New Zealand officials warned that those choosing to make the trip should be cautious, as another outbreak in either country could mean the border would close, leaving them stranded in Australia. Ardern told reporters “We may have scenarios where travel will shut down one way. It may therefore leave travellers – for a period of time – stranded on either side of the Tasman.”
Updated
00:16
Summary
Hello and welcome to today’s live coverage of the coronavirus pandemic with me, Helen Sullivan.
I’ll be bringing you the latest for the next little while – as always, you can find me on Twitter @helenrsullivan.
Indian state leaders have asked Prime Minister Narendra Modi to open up vaccinations to most of the country’s hundreds of millions of adults, following a second surge in infections that has eclipsed the first wave.
India breached the grim milestone of 100,000 daily infections for the first time on Monday, and cases are likely to stay high again when fresh figures are released later on Tuesday.
The country, the world’s biggest vaccine maker, this month expanded its vaccination programme to include everyone above the age of 45.
Meanwhile with just over 100 days to go to the Tokyo Olympics, Japanese health authorities are concerned that variants of the coronavirus are driving a nascent fourth wave.
The variants appear to be more infectious and may be resistant to vaccines, which are still not widely available in Japan.
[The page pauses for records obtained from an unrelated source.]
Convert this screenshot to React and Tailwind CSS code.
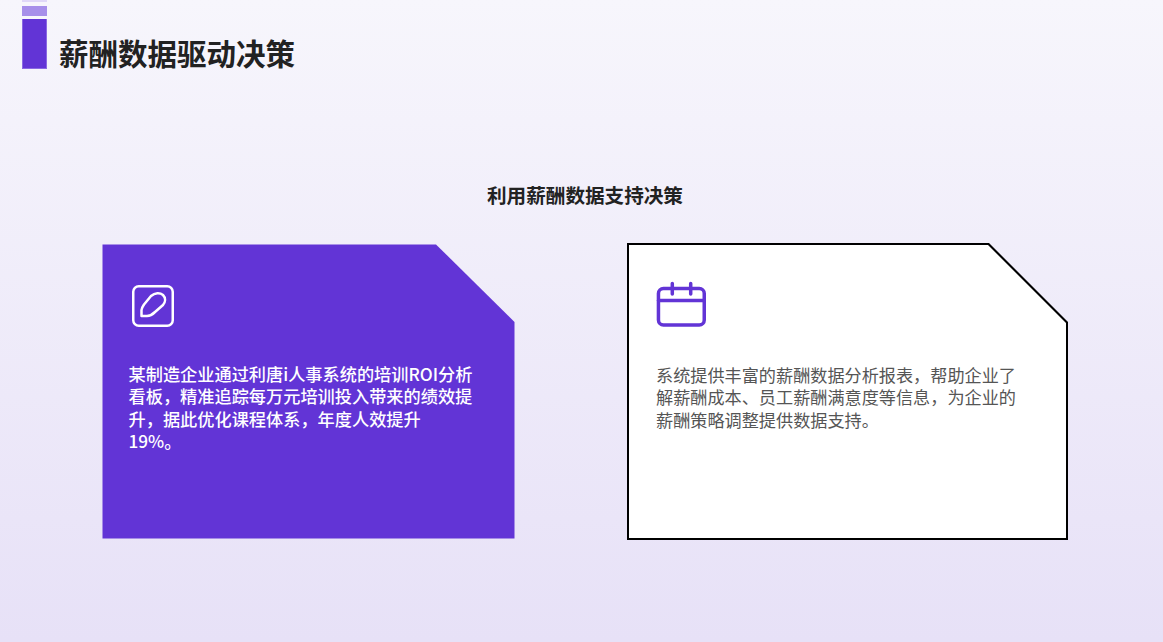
const CJK = "font-['Noto_Sans_CJK_SC','Noto_Sans',sans-serif]";

export default function App() {
  return (
    <div className={`${CJK} w-[1163px] h-[642px] overflow-hidden flex flex-col bg-gradient-to-b from-[#f7f6fc] to-[#e7e1f7]`}>
      <header className="flex items-start pl-[22px] h-[69px] gap-[12px]">
        <div className="flex flex-col w-[25px]">
          <div className="h-[2px] bg-[#e0d8f8]" />
          <div className="h-[10px] mt-[4px] bg-[#a78fea]" />
          <div className="h-[50px] mt-[3px] bg-[#6234d6] border-x border-b border-[#8a68e2]" />
        </div>
        <h1 className="mt-[31px] text-[29.5px] leading-[42px] font-bold text-[#222222]">薪酬数据驱动决策</h1>
      </header>
      <h2 className="mt-[112px] text-center ml-[7px] -translate-y-px text-[19.6px] leading-[30px] font-bold text-[#222222]">利用薪酬数据支持决策</h2>
      <main className="mt-[33px] flex pl-[102px] gap-[112px]">
        <section className="w-[413px] h-[295px] bg-[#6234d6] [clip-path:polygon(0.5px_0.4px,334px_0.4px,412.5px_78px,412.5px_294.6px,0.5px_294.6px)] pt-[40px] pl-[26.5px]">
          <svg width="44" height="44" viewBox="0 0 44 44" fill="none" stroke="#ffffff" strokeWidth="2.5" strokeLinejoin="round" strokeLinecap="round" className="ml-[2.5px]">
            <rect x="2.25" y="2.25" width="39.5" height="39.5" rx="5.5" />
            <path d="M10.5 32 L10.5 26 C10.5 24 12 22 13 20.5 L20 12 C24 8.5 29 8.5 32 11 C35 14 34.5 18 32 21 L24 28 C21 31 18 32 16 32 Z" />
          </svg>
          <p className="mt-[35px] w-[346px] text-[17.2px] leading-[22.3px] font-medium text-white">某制造企业通过利唐i人事系统的培训ROI分析看板，精准追踪每万元培训投入带来的绩效提升，据此优化课程体系，年度人效提升<br />19%。</p>
        </section>
        <section className="w-[441px] h-[297px] -mt-px bg-black p-[2px] [clip-path:polygon(0_0,362px_0,100%_79px,100%_100%,0_100%)]">
          <div className="w-full h-full bg-white [clip-path:polygon(0_0,359px_0,100%_78px,100%_100%,0_100%)] pt-[36px] pl-[27px]">
            <svg width="50" height="46" viewBox="0 0 50 46" fill="none" stroke="#6234d6" strokeWidth="3.5" strokeLinecap="round" strokeLinejoin="round">
              <rect x="2.45" y="7.45" width="45.8" height="36.5" rx="5" />
              <path d="M2.45 19.5 H48.25 M16.3 2.5 V13 M34.7 2.5 V13" />
            </svg>
            <p className="mt-[37px] w-[370px] text-[17.15px] leading-[22.3px] text-[#555555]">系统提供丰富的薪酬数据分析报表，帮助企业了解薪酬成本、员工薪酬满意度等信息，为企业的薪酬策略调整提供数据支持。</p>
          </div>
        </section>
      </main>
    </div>
  );
}
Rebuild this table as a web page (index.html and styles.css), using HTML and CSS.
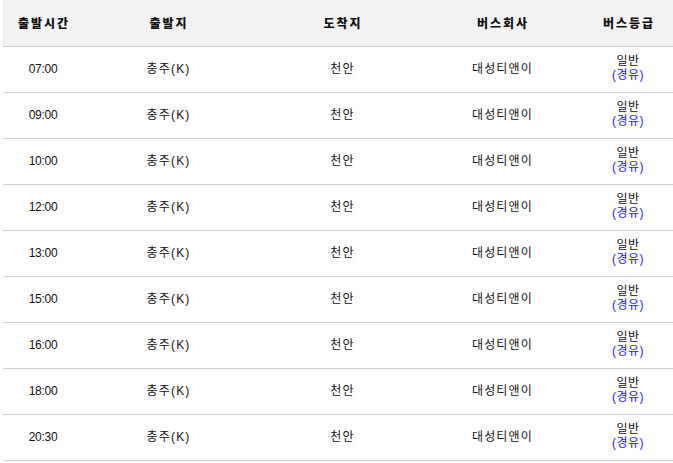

Osaka is the worst-affected city. Infections there hit fresh records last week, prompting the regional government to start targeted lockdown measures for one month from Monday.
Here are the key recent developments from around the world.
- UK prime minister Boris Johnson confirmed it will move to the second stage of its lockdown lifting from next week, as non-essential shops, pub gardens and hairdressers will reopen.
- In France the number of people in intensive care units with Covid rose by 92 to 5,433 on Monday.
- Another 296 people have died in Italy, bringing its death toll to 111,326. New infections fell from 18,025 to 10,680.
- Authorities in Saudi Arabia said only people who have been vaccinated or had the virus will be able to do the umrah pilgrimage later this month.
- The infection rate in Spain has risen again to an average of 163.4 per 100,000 over the last fortnight, as it reported 85 more deaths.
- Up to 200 workers at Goldman Sachs’ office in London will return to the office this week.
- The US has now administered 167,187,795 vaccines and distributed a total of 207,891,395 to clinics, the Centres for Disease Control and Prevention has reported.
- Mexico’s government reported another 252 more deaths on Monday. It means that 204,399 have now died from the virus.
- People aged under-30 in the UK may stop being given the Oxford/AstraZeneca vaccine over concerns about rare blood clots.
- An investigation has been launched in France after a TV exposé revealed “clandestine” luxury dinners in Paris despite the pandemic.